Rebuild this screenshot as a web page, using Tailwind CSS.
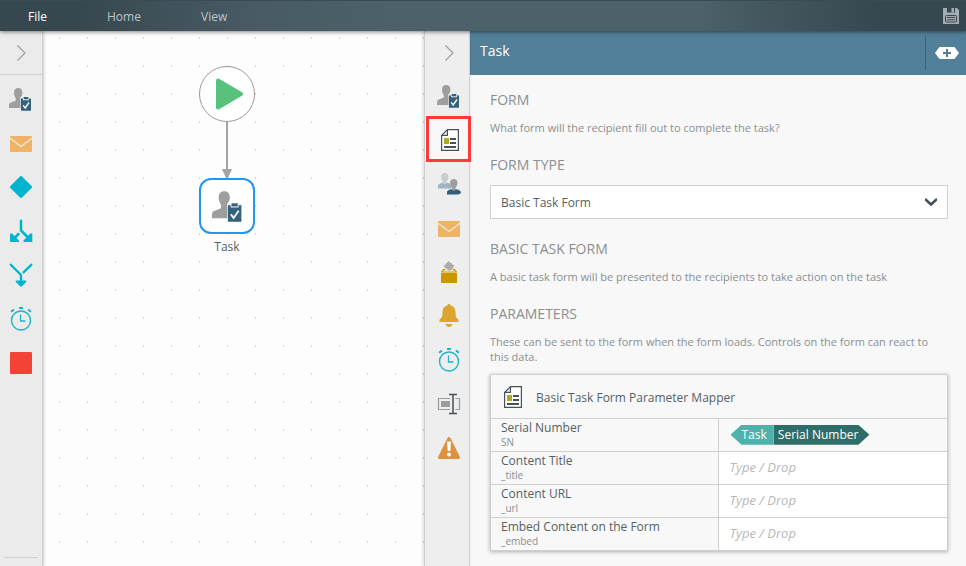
<!DOCTYPE html>
<html lang="en">
<head>
  <meta charset="utf-8">
  <meta name="viewport" content="width=device-width, initial-scale=1">
  <title>Workflow Designer</title>
  <script src="https://cdn.jsdelivr.net/npm/@tailwindcss/browser@4"></script>
</head>
<body class="h-screen flex flex-col overflow-hidden bg-[#f8f8f8] font-['Open_Sans',sans-serif] text-[12px] text-[#555f63]">

<!-- Icons -->
<svg class="hidden">
  <symbol id="chevron" viewBox="0 0 24 24"><path d="M8.500 4.500L16 12L8.500 19.500" fill="none" stroke="#a2a2a2" stroke-width="1.300"/></symbol>
  <symbol id="task" viewBox="0 0 24 24">
    <path d="M9.200 1c2.800 0 4.200 1.900 4.200 4.700 0 2-.9 3.700-1.900 4.700v2.400l1 .6v7.700H0v-3c0-1.500 1-2.300 2.400-2.800l3.500-1.200c.7-.3.900-.7.900-1.300v-1.400C5.700 9.400 5 7.700 5 5.700 5 2.900 6.400 1 9.200 1z" fill="#9d9f9f"/>
    <path d="M11.500 10h11v14.500h-11z" fill="#ececec"/>
    <path d="M12 11.500h2v1.700h6v-1.700h2v12.300H12z" fill="#34617c"/>
    <path d="M14.700 10h4.600v2.300h-4.600z" fill="#34617c"/>
    <path d="M14.200 18.300l2 2.700 3.800-5.500" fill="none" stroke="#fff" stroke-width="1.400"/>
  </symbol>
  <symbol id="mail" viewBox="0 0 24 24">
    <rect x="1" y="5" width="22" height="16" rx="1" fill="#efb366"/>
    <path d="M1 7.300l11 8.200 11-8.200" fill="none" stroke="#f4eadb" stroke-width="1.300"/>
  </symbol>
  <symbol id="diamond" viewBox="0 0 24 24"><path d="M12 2L22 12 12 22 2 12z" fill="#00b4cd" stroke="#00b4cd" stroke-width="2.200" stroke-linejoin="round"/></symbol>
  <symbol id="split" viewBox="0 0 24 24">
    <path d="M12 1.800v9.700l7 7M9.500 15l-4.500 4.500" fill="none" stroke="#00b4cd" stroke-width="2.500" stroke-linecap="round"/>
    <path d="M1 14.500L3 14.500 10 21.500V23H1zM23.300 14.500h-2L14.500 21.500V23h8.800z" fill="#00b4cd"/>
  </symbol>
  <symbol id="merge" viewBox="0 0 24 24">
    <path d="M1.800 1.800L12 12v6M22.300 1.800l-7.800 7.500" fill="none" stroke="#00b4cd" stroke-width="2.300" stroke-linecap="round"/>
    <path d="M6.800 17.500h10.400v1.500L12.800 23.500h-1.600L6.800 19z" fill="#00b4cd"/>
  </symbol>
  <symbol id="clock" viewBox="0 0 24 24">
    <circle cx="12" cy="13.500" r="9.500" fill="none" stroke="#1bb4cc" stroke-width="1.400"/>
    <path d="M11.500 7.500v6.500h5" fill="none" stroke="#1bb4cc" stroke-width="1.300"/>
    <path d="M10 1h4M2 4.800l3-2.200M22 4.800l-3-2.200" fill="none" stroke="#1bb4cc" stroke-width="2"/>
  </symbol>
  <symbol id="stop" viewBox="0 0 24 24"><rect x="1" y="1" width="22" height="22" rx="1" fill="#f44336"/></symbol>
  <symbol id="form" viewBox="0 0 24 24">
    <path d="M10.500 1.600H21.400V22.400H4.600V7.500z" fill="#fff" stroke="#455358" stroke-width="1.200"/>
    <path d="M10.400 1.600v5.800H4.600" fill="none" stroke="#455358" stroke-width="1.200"/>
    <path d="M7 10h5v6H7z" fill="#a8ab24"/>
    <path d="M13 11h6M13 15h6M7 19h12" stroke="#455358" stroke-width="2"/>
  </symbol>
  <symbol id="people" viewBox="0 0 24 24">
    <path d="M1 16.500v-2.700c0-1.600 2-2.300 4.300-3h5c2.300.7 4 1.400 4 3v2.700z" fill="#9db5c2"/>
    <path d="M7.800 1c2.400 0 3.700 1.500 3.700 3.700 0 2.200-1.100 4-2 4.900v2c-1 1-2.500 1-3.500 0v-2c-.9-.9-1.800-2.700-1.800-4.900C4.200 2.500 5.400 1 7.800 1z" fill="#cbcccc"/>
    <path d="M10 22.500v-2.200c0-1.500 1.500-2.200 4-3h5.500c2.500.8 4.300 1.500 4.300 3 0 1.500-1.500 2.200-3 2.200z" fill="#2f617c"/>
    <path d="M16.800 7c2.400 0 3.700 1.500 3.700 3.800 0 2.200-1.300 4.200-2 4.900v2c-1 1.500-2.500 1.500-3.500 0v-2c-.7-.7-1.900-2.700-1.900-4.900C13.100 8.500 14.400 7 16.800 7z" fill="#9d9f9f"/>
  </symbol>
  <symbol id="ballot" viewBox="0 0 24 24">
    <path d="M11.500 1L17.500 6 14 10.500h-2.500L6.500 6.500z" fill="#abadad"/>
    <path d="M4 13h16v10H4z" fill="#c99700"/>
    <path d="M4.700 12L6.500 9.700h1.800M19.300 12L17.500 9.700h-1.800" fill="none" stroke="#c99700" stroke-width="1.300"/>
    <path d="M4.500 11.500h15v1h-15z" fill="#c99700"/>
  </symbol>
  <symbol id="bell" viewBox="0 0 24 24">
    <path d="M12 0c1 0 1.600.6 1.600 1.500 3.400.7 4.900 3.300 4.900 6.500 0 4.500.8 6.500 3 7.500v2.500h-19v-2.500c2.200-1 3-3 3-7.500 0-3.200 1.500-5.800 4.900-6.500C10.400.6 11 0 12 0z" fill="#dba52f"/>
    <path d="M8.500 20h7c-.5 2-1.800 3-3.500 3s-3-1-3.500-3z" fill="#dba52f"/>
  </symbol>
  <symbol id="textbox" viewBox="0 0 24 24">
    <path d="M13 6.500H1.500v11H13M18.500 6.500h4v11h-4" fill="none" stroke="#9b9d9d" stroke-width="1.200"/>
    <path d="M4 9h9v6H4z" fill="#9b9d9d"/>
    <path d="M12 2.600h8M12 21.400h8M16 2.600v18.800" stroke="#455358" stroke-width="1.500"/>
  </symbol>
  <symbol id="warning" viewBox="0 0 24 24">
    <path d="M12 2.500L21.500 21.500H2.500z" fill="#dd923f" stroke="#dd923f" stroke-width="3" stroke-linejoin="round"/>
    <path d="M10 5.500h4l-.7 9.500h-2.600z" fill="#fff"/><circle cx="12" cy="18.500" r="2" fill="#fff"/>
  </symbol>
</svg>

<!-- Menu bar -->
<header class="relative z-20 flex h-[31px] shrink-0 items-center justify-between border-t border-[#3b4b55] bg-[linear-gradient(90deg,#36474f_8%,#485b64_26%,#4c6169_42%,#4c6169_72%,#36474f_91%)] shadow-[0_1px_4px_rgba(0,0,0,0.5)]">
  <nav class="flex pt-0.5 text-[#bcc5c8]">
    <a href="#" class="w-[79px] pl-7 font-medium text-white">File</a>
    <a href="#" class="w-[94px] pl-7">Home</a>
    <a href="#" class="pl-7">View</a>
  </nav>
  <button aria-label="Save" class="mr-[7px]">
    <svg class="w-4 h-4" viewBox="0 0 16 16">
      <path d="M0 0h4v4.500h8V0h2l2 2v14H0z" fill="#a3adb1"/>
      <path d="M6 0h5v4.500H8.500V0z" fill="#a3adb1"/>
      <rect x="2.500" y="7.500" width="11" height="6.500" rx="1" fill="none" stroke="#36474f"/>
      <path d="M4 9.500h8M4 11.800h8" stroke="#36474f"/>
    </svg>
  </button>
</header>

<main class="flex min-h-0 flex-1">
  <!-- Toolbox -->
  <aside class="relative z-10 flex w-[43px] shrink-0 flex-col border-r border-[#cfcfcf] bg-[#ebebeb] shadow-[1px_0_3px_rgba(0,0,0,0.2)]">
    <button aria-label="Expand toolbox" class="flex h-11 shrink-0 items-center justify-center border-b border-[#cfcfcf]"><svg class="w-6 h-6"><use href="#chevron"/></svg></button>
    <div class="flex flex-1 flex-col pt-0.5">
      <button aria-label="Task" class="flex h-11 items-center justify-center"><svg class="w-6 h-6"><use href="#task"/></svg></button>
      <button aria-label="Mail" class="flex h-11 items-center justify-center"><svg class="w-6 h-6"><use href="#mail"/></svg></button>
      <button aria-label="Decision" class="flex h-11 items-center justify-center"><svg class="w-6 h-6"><use href="#diamond"/></svg></button>
      <button aria-label="Split" class="flex h-11 items-center justify-center"><svg class="w-6 h-6"><use href="#split"/></svg></button>
      <button aria-label="Merge" class="flex h-11 items-center justify-center"><svg class="w-6 h-6"><use href="#merge"/></svg></button>
      <button aria-label="Timer" class="flex h-11 items-center justify-center"><svg class="w-6 h-6"><use href="#clock"/></svg></button>
      <button aria-label="End" class="flex h-11 items-center justify-center"><svg class="w-6 h-6"><use href="#stop"/></svg></button>
    </div>
    <hr class="mx-1 mb-2 border-[#cfcfcf]">
  </aside>

  <!-- Canvas -->
  <section class="relative min-w-0 flex-1 bg-[#fdfdfd]">
    <svg class="absolute h-full w-full">
      <defs>
        <pattern id="dots" width="28" height="28" patternUnits="userSpaceOnUse"><rect x="16" y="6" width="1" height="2" fill="#d4d4d4"/></pattern>
      </defs>
      <rect width="100%" height="100%" fill="url(#dots)"/>
      <path d="M184 91v50" stroke="#a3a3a3" stroke-width="2"/>
      <path d="M179 138h10l-4 9h-2z" fill="#a3a3a3"/>
      <circle cx="184" cy="63" r="27.500" fill="#fff" stroke="#999"/>
      <path d="M175 49.500L198 63 175 76.500z" fill="#57c27c" stroke="#57c27c" stroke-width="4" stroke-linejoin="round"/>
    </svg>
    <div class="absolute left-[156px] top-[147px] flex w-14 flex-col items-center">
      <div class="flex h-14 w-14 items-center justify-center rounded-xl border-2 border-[#2196f3] bg-white pl-0.5"><svg class="w-8 h-8"><use href="#task"/></svg></div>
      <span class="mt-[5px] leading-4">Task</span>
    </div>
  </section>

  <!-- Configuration tabs -->
  <aside class="relative z-10 flex w-[46px] shrink-0 flex-col border-x border-[#cfcfcf] bg-[#eee] shadow-[-1px_0_3px_rgba(0,0,0,0.15)]">
    <button aria-label="Collapse panel" class="flex h-[43px] shrink-0 items-center justify-center pl-1"><svg class="w-6 h-6"><use href="#chevron"/></svg></button>
    <button aria-label="Task" class="flex h-11 items-center justify-center pl-1"><svg class="w-6 h-6"><use href="#task"/></svg></button>
    <button aria-label="Form" class="relative flex h-11 items-center justify-center bg-[#f8f8f8] pl-1">
      <svg class="w-6 h-6"><use href="#form"/></svg>
      <span class="absolute -top-0.5 bottom-0 left-px -right-0.5 border-3 border-[#fb3b3b]"></span>
    </button>
    <button aria-label="Recipients" class="flex h-11 items-center justify-center pl-1"><svg class="w-6 h-6"><use href="#people"/></svg></button>
    <button aria-label="Mail" class="flex h-11 items-center justify-center pl-1"><svg class="w-6 h-6"><use href="#mail"/></svg></button>
    <button aria-label="Outcomes" class="flex h-11 items-center justify-center pl-1"><svg class="w-6 h-6"><use href="#ballot"/></svg></button>
    <button aria-label="Reminders" class="flex h-11 items-center justify-center pl-1"><svg class="w-6 h-6"><use href="#bell"/></svg></button>
    <button aria-label="Deadline" class="flex h-11 items-center justify-center pl-1"><svg class="w-6 h-6"><use href="#clock"/></svg></button>
    <button aria-label="Labels" class="flex h-11 items-center justify-center pl-1"><svg class="w-6 h-6"><use href="#textbox"/></svg></button>
    <button aria-label="Exceptions" class="flex h-11 items-center justify-center pl-1"><svg class="w-6 h-6"><use href="#warning"/></svg></button>
  </aside>

  <!-- Properties panel -->
  <section class="w-[496px] shrink-0">
    <div class="flex h-11 items-center justify-between bg-[#528099] pl-2.5 text-white">
      <h1 class="pb-1 text-[14px] font-medium leading-5">Task</h1>
      <button aria-label="Context browser" class="flex h-[34px] w-[41px] items-center border-l border-[#38647c] pl-[9px]">
        <svg class="w-6 h-3" viewBox="0 0 24 12"><path d="M0 6L4.500 0h15L24 6l-4.500 6h-15z" fill="#fff"/><path d="M12 2v8M8 6h8" stroke="#4f7f99" stroke-width="2"/></svg>
      </button>
    </div>
    <div class="pl-5 pr-[18px] pt-[15px] text-[11px] leading-[15px] text-[#8a8f90]">
      <h2 class="text-[14px] leading-5">FORM</h2>
      <p class="mt-2.5">What form will the recipient fill out to complete the task?</p>

      <h2 class="mt-5 text-[14px] leading-5"><label for="formtype">FORM TYPE</label></h2>
      <div class="relative mt-2.5">
        <select id="formtype" class="block h-[34px] w-full appearance-none border border-[#cfcfcf] bg-white px-2.5 text-[12px] text-[#555f63]">
          <option>Basic Task Form</option>
        </select>
        <svg class="pointer-events-none absolute right-[11px] top-[11px] w-3 h-3" viewBox="0 0 12 12"><path d="M0 3l6 5.500L12 3" fill="none" stroke="#454f5c" stroke-width="2.400"/></svg>
      </div>

      <h2 class="mt-5 text-[14px] leading-5">BASIC TASK FORM</h2>
      <p class="mt-2.5">A basic task form will be presented to the recipients to take action on the task</p>

      <h2 class="mt-5 text-[14px] leading-5">PARAMETERS</h2>
      <p class="mt-2.5">These can be sent to the form when the form loads. Controls on the form can react to this data.</p>

      <div class="mt-2.5 border border-[#cfcfcf] shadow-[0_1px_4px_rgba(0,0,0,0.3)]">
        <div class="flex h-11 items-center border-b border-[#cfcfcf] pl-[9px] text-[12px] text-[#555f63]">
          <svg class="mr-3 w-6 h-6"><use href="#form"/></svg>
          <span class="pt-0.5">Basic Task Form Parameter Mapper</span>
        </div>
        <table class="w-full table-fixed text-left">
          <tbody class="divide-y divide-[#cfcfcf]">
            <tr class="h-8">
              <th class="w-[227px] border-r border-[#cfcfcf] pl-2.5 font-normal" id="sn"><div class="text-[12px] text-[#555f63]">Serial Number</div><div class="text-[10px] leading-3.5">SN</div></th>
              <td class="pl-3">
                <div class="flex h-5 text-[12px] font-medium leading-5 text-white">
                  <span class="bg-[#4db3aa] pl-[11px] pr-[7px] [clip-path:polygon(11px_0,100%_0,100%_100%,11px_100%,0_50%)]">Task</span>
                  <span class="bg-[#2f6e68] pl-1 pr-[11px] [clip-path:polygon(0_0,calc(100%-11px)_0,100%_50%,calc(100%-11px)_100%,0_100%)]">Serial Number</span>
                </div>
              </td>
            </tr>
            <tr class="h-[33px]">
              <th class="border-r border-[#cfcfcf] pl-2.5 font-normal" id="title"><div class="text-[12px] text-[#555f63]">Content Title</div><div class="text-[10px] leading-3.5">_title</div></th>
              <td class="bg-white"><input aria-labelledby="title" placeholder="Type / Drop" class="block h-8 w-full px-[11px] pb-0.5 text-[13px] italic placeholder:text-[#b8b8b8]"></td>
            </tr>
            <tr class="h-[33px]">
              <th class="border-r border-[#cfcfcf] pl-2.5 font-normal" id="url"><div class="text-[12px] text-[#555f63]">Content URL</div><div class="text-[10px] leading-3.5">_url</div></th>
              <td class="bg-white"><input aria-labelledby="url" placeholder="Type / Drop" class="block h-8 w-full px-[11px] pb-0.5 text-[13px] italic placeholder:text-[#b8b8b8]"></td>
            </tr>
            <tr class="h-[33px]">
              <th class="border-r border-[#cfcfcf] pl-2.5 font-normal" id="embed"><div class="text-[12px] text-[#555f63]">Embed Content on the Form</div><div class="text-[10px] leading-3.5">_embed</div></th>
              <td class="bg-white"><input aria-labelledby="embed" placeholder="Type / Drop" class="block h-8 w-full px-[11px] pb-0.5 text-[13px] italic placeholder:text-[#b8b8b8]"></td>
            </tr>
          </tbody>
        </table>
      </div>
    </div>
  </section>
</main>
</body>
</html>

• • • •

= Work to do =
Everything from the first line of the listing above through the line that contains "flex flex-col overflow-hidden" is to be restated word for word, minus the pictures.

= Solution to the problem =
Rebuild this screenshot as a web page, using Tailwind CSS.
<!DOCTYPE html>
<html lang="en">
<head>
  <meta charset="utf-8">
  <meta name="viewport" content="width=device-width, initial-scale=1">
  <title>Workflow Designer</title>
  <script src="https://cdn.jsdelivr.net/npm/@tailwindcss/browser@4"></script>
</head>
<body class="h-screen flex flex-col overflow-hidden bg-[#f8f8f8] font-['Open_Sans',sans-serif] text-[12px] text-[#555f63]">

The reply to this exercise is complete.